Che la realtà superi sempre la fantasia è cosa nota. In Sicilia, dove non è raro vedere divani a tre posti trasportati come se nulla fosse a bordo di uno scooter o dolci da colazione grandi molto più di una mano, si tratta di un’occorrenza quotidiana. Stranezze davanti alle quali, per quanto vi siano abituati, neanche i siciliani riescono a restare indifferenti. Al punto da avere inventato per questo stato d’animo una parola decisamente curiosa: alluccutu.
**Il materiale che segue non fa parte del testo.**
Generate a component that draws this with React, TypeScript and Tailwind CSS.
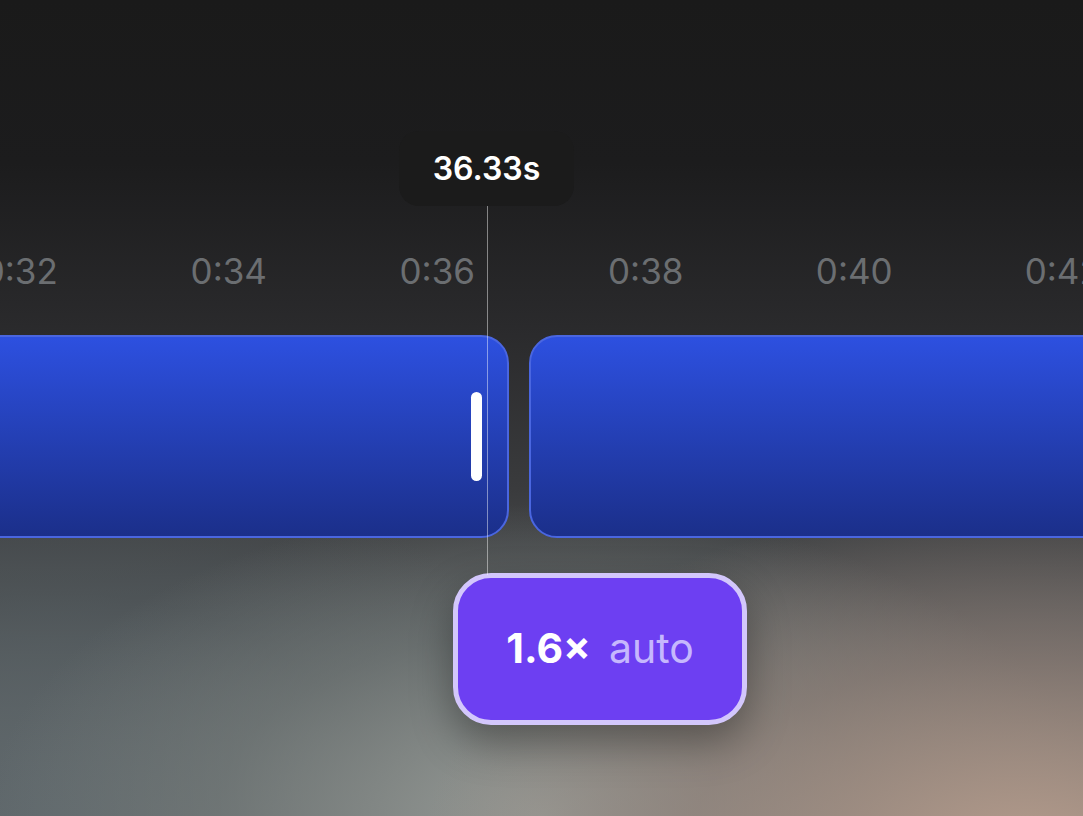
const ticks = ["0:32", "0:34", "0:36", "0:38", "0:40", "0:42"];

export default function App() {
  return (
    <div
      className="relative h-[816px] w-full overflow-hidden bg-[#1b1b1c] text-white"
      style={{ fontFamily: "Inter, 'Noto Sans', sans-serif" }}
    >
      {/* background wash */}
      <div className="absolute inset-0 bg-[radial-gradient(ellipse_70%_55%_at_95%_105%,#b59c8c_0%,rgba(150,130,120,0.6)_45%,transparent_80%),radial-gradient(ellipse_60%_45%_at_50%_100%,#969a96_0%,rgba(120,126,124,0.6)_50%,transparent_85%),radial-gradient(ellipse_55%_50%_at_5%_100%,#5f686c_0%,rgba(80,88,92,0.5)_55%,transparent_90%),linear-gradient(to_bottom,#1a1a1a_0%,#1c1c1d_20%,#2a2a2c_40%,#3a3b3d_60%,#555a5c_80%,#707474_100%)]" />

      <div className="relative flex flex-col pt-[131px]">
        {/* playhead time */}
        <div className="ml-[399px] flex h-[75px] w-[175px] items-center justify-center rounded-[20px] bg-[#1b1b1b] text-[32px] font-semibold">
          36.33s
        </div>

        {/* ruler */}
        <div className="mt-[44px] ml-[-84px] flex text-[35px] leading-[42px] text-[#6b6e71]">
          {ticks.map((t) => (
            <div key={t} className="w-[208.5px] shrink-0 text-center">
              {t}
            </div>
          ))}
        </div>

        {/* clips */}
        <div className="mt-[43px] ml-[-91px] flex h-[203px] gap-[20px]">
          <div className="flex w-[600px] shrink-0 items-center justify-end rounded-[28px] border-2 border-[#4a66e0] bg-[linear-gradient(to_bottom,#2d50e0,#1b2f8a)] pr-[25px]">
            <div className="h-[89px] w-[11px] rounded-full bg-white" />
          </div>
          <div className="w-[700px] shrink-0 rounded-[28px] border-2 border-[#4a66e0] bg-[linear-gradient(to_bottom,#2d50e0,#1b2f8a)]" />
        </div>

        {/* speed pill */}
        <div className="mt-[35px] ml-[453px] flex h-[152px] w-[294px] items-center justify-center gap-[18px] rounded-[38px] border-[5px] border-[#d3c7fc] bg-[#6d3ff2] text-[41px] shadow-[0_18px_40px_rgba(0,0,0,0.35)]">
          <span className="font-bold text-white">1.6×</span>
          <span className="text-[#c6b7fd]">auto</span>
        </div>
      </div>

      {/* playhead line */}
      <div className="absolute left-[487px] top-[206px] h-[369px] w-px bg-white/45" />
    </div>
  );
}
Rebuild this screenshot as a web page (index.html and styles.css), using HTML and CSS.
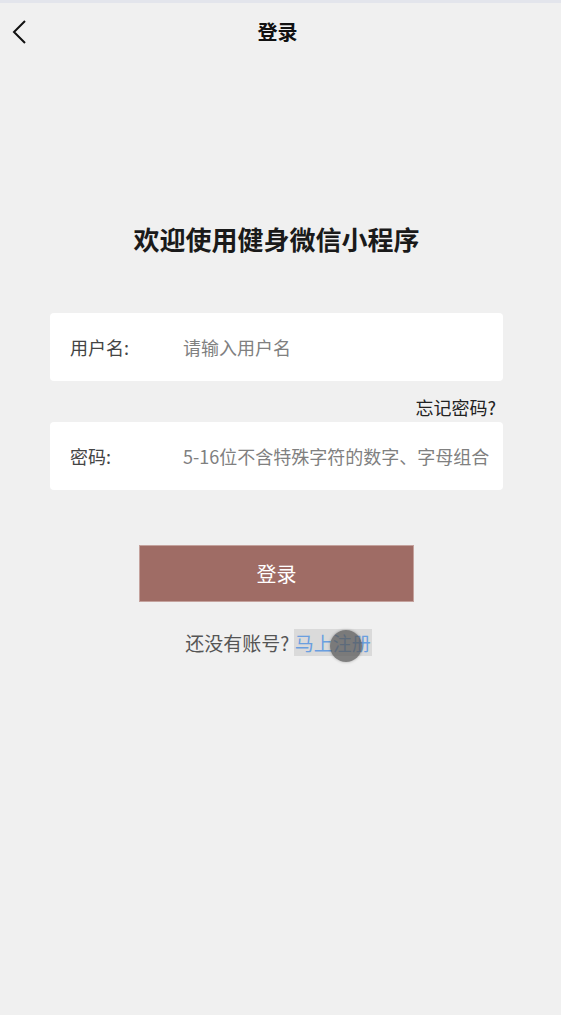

Italianizzato da molti scrittori siciliani come Pirandello in “allocchitto” (il Grande Dizionario della Lingua Italiana Battaglia lo indica come participio passato del verbo “allocchire”), alluccutu indica qualcuno stupefatto, sbalordito, intontito. Ma cos’è l’allocco, da cui deriva questo originale termine dialettale? È un uccello rapace notturno simile a un gufo, ma più grosso e con due grandi occhi tondi apparentemente sperduti nel vuoto. Una specie diffusa in tutta Italia, ma solo il siciliano, con il suo spirito ironico, non poteva non notare quello sguardo sperduto e farne un aggettivo che indichi stupore. Un’espressione intontita, non molto diversa da chi resta sbalordito da qualcosa, alluccutu appunto! E non a caso allocco in latino è strix alux, Le attestazioni di alluccutu sono molto frequenti nel dialetto e nell’italiano regionale, come nelle favole siciliane di Giuseppe Pitrè: “Lu Re rimasi alluccutu di li biddizzi di sta picciotta e la vosi pi mugghieri” si legge nel “Ciciruni”, ossia “il Re rimase sbalordito dalle bellezze di questa ragazza e la volle in moglie”. Un termine che ha origine a fine ‘800 e ancora oggi è in uso, soprattutto nella parte occidentale della Sicilia, forse anche grazie al contributo di Andrea Camilleri, i cui personaggi del celebre Montalbano più volte restano alluccuti.

In questo inverno che sa di primavera, presi dal torpore del tepore e sbalorditi per le alte temperature…potremmo dire che siamo tutti un po’ alluccuti!